→ **Data section**

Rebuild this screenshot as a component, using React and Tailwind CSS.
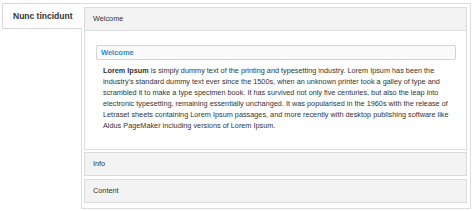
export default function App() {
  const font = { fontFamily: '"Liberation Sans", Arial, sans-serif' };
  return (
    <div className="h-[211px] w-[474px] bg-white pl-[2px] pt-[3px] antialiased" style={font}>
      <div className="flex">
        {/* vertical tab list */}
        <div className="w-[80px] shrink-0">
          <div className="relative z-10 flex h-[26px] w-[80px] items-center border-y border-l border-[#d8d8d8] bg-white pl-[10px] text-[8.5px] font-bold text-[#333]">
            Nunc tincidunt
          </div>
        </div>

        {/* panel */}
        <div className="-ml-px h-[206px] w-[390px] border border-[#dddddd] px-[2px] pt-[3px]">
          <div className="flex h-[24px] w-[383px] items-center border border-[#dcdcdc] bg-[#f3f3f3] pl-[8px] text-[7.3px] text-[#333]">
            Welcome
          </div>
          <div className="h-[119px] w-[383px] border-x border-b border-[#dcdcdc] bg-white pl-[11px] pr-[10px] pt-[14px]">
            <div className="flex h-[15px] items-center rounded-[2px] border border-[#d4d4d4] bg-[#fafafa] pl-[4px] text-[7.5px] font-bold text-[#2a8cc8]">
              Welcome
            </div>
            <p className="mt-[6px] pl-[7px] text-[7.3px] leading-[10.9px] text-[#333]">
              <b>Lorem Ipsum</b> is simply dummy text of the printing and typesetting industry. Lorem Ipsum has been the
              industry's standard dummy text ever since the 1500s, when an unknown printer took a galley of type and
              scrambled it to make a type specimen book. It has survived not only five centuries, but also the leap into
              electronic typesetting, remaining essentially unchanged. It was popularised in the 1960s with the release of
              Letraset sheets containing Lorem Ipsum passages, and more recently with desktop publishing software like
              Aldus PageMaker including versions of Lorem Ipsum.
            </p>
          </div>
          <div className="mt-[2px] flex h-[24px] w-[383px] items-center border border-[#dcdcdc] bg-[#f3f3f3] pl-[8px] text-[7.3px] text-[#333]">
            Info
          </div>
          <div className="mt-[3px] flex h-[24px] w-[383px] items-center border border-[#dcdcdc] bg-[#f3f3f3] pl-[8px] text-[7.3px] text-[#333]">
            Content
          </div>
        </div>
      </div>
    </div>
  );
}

→ **Work instructions**
Write out the material above once more, exactly as it reads, with no pictures.

→ **Response for this exercise**
Rebuild this screenshot as a component, using React and Tailwind CSS.
export default function App() {
  const font = { fontFamily: '"Liberation Sans", Arial, sans-serif' };
  return (
    <div className="h-[211px] w-[474px] bg-white pl-[2px] pt-[3px] antialiased" style={font}>
      <div className="flex">
        {/* vertical tab list */}
        <div className="w-[80px] shrink-0">
          <div className="relative z-10 flex h-[26px] w-[80px] items-center border-y border-l border-[#d8d8d8] bg-white pl-[10px] text-[8.5px] font-bold text-[#333]">
            Nunc tincidunt
          </div>
        </div>

        {/* panel */}
        <div className="-ml-px h-[206px] w-[390px] border border-[#dddddd] px-[2px] pt-[3px]">
          <div className="flex h-[24px] w-[383px] items-center border border-[#dcdcdc] bg-[#f3f3f3] pl-[8px] text-[7.3px] text-[#333]">
            Welcome
          </div>
          <div className="h-[119px] w-[383px] border-x border-b border-[#dcdcdc] bg-white pl-[11px] pr-[10px] pt-[14px]">
            <div className="flex h-[15px] items-center rounded-[2px] border border-[#d4d4d4] bg-[#fafafa] pl-[4px] text-[7.5px] font-bold text-[#2a8cc8]">
              Welcome
            </div>
            <p className="mt-[6px] pl-[7px] text-[7.3px] leading-[10.9px] text-[#333]">
              <b>Lorem Ipsum</b> is simply dummy text of the printing and typesetting industry. Lorem Ipsum has been the
              industry's standard dummy text ever since the 1500s, when an unknown printer took a galley of type and
              scrambled it to make a type specimen book. It has survived not only five centuries, but also the leap into
              electronic typesetting, remaining essentially unchanged. It was popularised in the 1960s with the release of
              Letraset sheets containing Lorem Ipsum passages, and more recently with desktop publishing software like
              Aldus PageMaker including versions of Lorem Ipsum.
            </p>
          </div>
          <div className="mt-[2px] flex h-[24px] w-[383px] items-center border border-[#dcdcdc] bg-[#f3f3f3] pl-[8px] text-[7.3px] text-[#333]">
            Info
          </div>
          <div className="mt-[3px] flex h-[24px] w-[383px] items-center border border-[#dcdcdc] bg-[#f3f3f3] pl-[8px] text-[7.3px] text-[#333]">
            Content
          </div>
        </div>
      </div>
    </div>
  );
}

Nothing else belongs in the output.